Kay Cannon, a performer, screenwriter, producer and three-time Emmy nominee, had never directed anything before “Blockers,” an R-rated teen sex comedy that Universal Pictures is releasing wide Friday.
She’d written and produced for “30 Rock” and “New Girl,” written the scripts for the enormously successful “Pitch Perfect” films and created the Netflix series “Girlboss.” But directing was not yet on her résumé, and it came as a surprise when executives at Good Universe and Point Grey, the production companies behind the “Neighbors” films, hand-picked her to breathe some life into a stalled project about three teenage girls who decide to lose their virginity on prom night and the parents who try to stop them.
“I never had an issue being the head of a team, or a team captain or in charge or the boss,” Cannon, 43, said recently, but she still worried about her credentials. She hadn’t gone to film school and wondered if she was even qualified to do it.
But she got over that and took on the challenge of directing a major studio comedy. She was hired, as she likes to say now, “off of potential.”
It helped, of course, that Universal Pictures chair Donna Langley and production president Peter Cramer knew Cannon already from the “Pitch Perfect” films, which helped convince them that she was up to the task.
“We knew that she had a strong point of view and we knew that she had some real experience in studio filmmaking,” Cramer said. “Kay was always an integral part of the filmmaking process beyond just being a writer. She wanted to be on set, she knew the actors, she knew how to talk to the actors, and she knew how to work with the studio. … At some point with directing you’ve got to just do it, you’ve got to jump into the deep end of the pool. There isn’t any sort of set path to how someone gets to be a director.”
And without Cannon, the film might never have been made. She took the script, which had only been worked on by male writers and executives when she signed on, and infused it with a more modern, sex-positive and feminist spirit. The teenage girls, she said, were at one point indistinguishable. Cannon turned them all into distinct characters, one of whom is even questioning her sexuality. And the main parents who go on this crazy mission to stop their daughters were originally all dads — now one is a mom.
The result is a surprisingly nuanced and modern look at growing up and parenting woven in a bawdy sex comedy with a fair amount of nudity and physical comedy. The parents are played by Leslie Mann, Ike Barinholtz and John Cena, who called Cannon “coach” on set, and the teenagers are Kathryn Newton, Gideon Adlon and Geraldine Viswanathan.

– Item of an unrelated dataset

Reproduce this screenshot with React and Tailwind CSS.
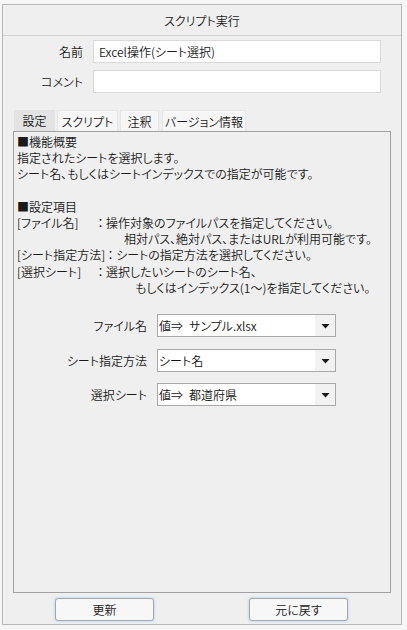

Reviews thus far have been strong (it’s currently at 91 percent on Rotten Tomatoes), and the $21 million production is looking at a solid opening somewhere in the midteens after a successful and buzz-stoking debut at the SXSW Film Festival.
In an industry where women directed only 8 percent of the top 100 grossing films of 2017, Universal, which also gave Elizabeth Banks her first feature directing job in “Pitch Perfect 2,” has long championed female directors (“Fifty Shades of Grey,” ″Mamma Mia!”) and female-led comedies from “Bridesmaids” to “Trainwreck” and “Girls Trip.”
“I love that Donna is in charge,” Cannon said. “There’s just something different. Representation matters, and the fact that she is a woman and she’s at the helm and she’s Peter Cramer’s boss, I love that. She’s also ridiculously talented and tough and great at her job. It trickles down to everyone else.”
Cannon’s opportunity came because Point Grey and Good Universe actively sought her out, and she said it’s convinced her that that is what more studios should be doing. She supports the idea of inclusion riders (“It forces people to try,” she said) and is excited to get into a position where she too can be mentoring and hiring women off of potential.
“I want to remind people when they’re hiring, like Donald Glover was a diversity hire. And it’s DONALD GLOVER,” Cannon said. “I’m sure Donald would have found his way without ’30 Rock,′ but he wouldn’t have been hired at all had there not been this program set in place.”
She’s also not unfamiliar with setbacks and recently faced some harsh criticisms for “Girlboss,” about Nasty Gal founder Sophia Amoruso, which ended up not getting a second season and was criticized for having an “unlikable” and privileged lead. While Cannon is still surprised at how much of that criticism came from women, she also found a silver lining in the show’s cancellation in that she got to devote all her energy and attention to “Blockers.”
Now she is working on some other projects, some of which are too early to discuss, and writing a script for Sony too. “I feel like I’m cheating on Universal,” she said, laughing. She hopes to direct again and keep a foot in both television and film.
“She’s built a little industry unto herself,” Cramer said. “They’ve called her a triple threat: I think she’s actually a quadruple threat. She’s a producer, director, writer and an actress. There’s not a lot of that going on. … I’m sure we’ll cook some more stuff up with her in the future.”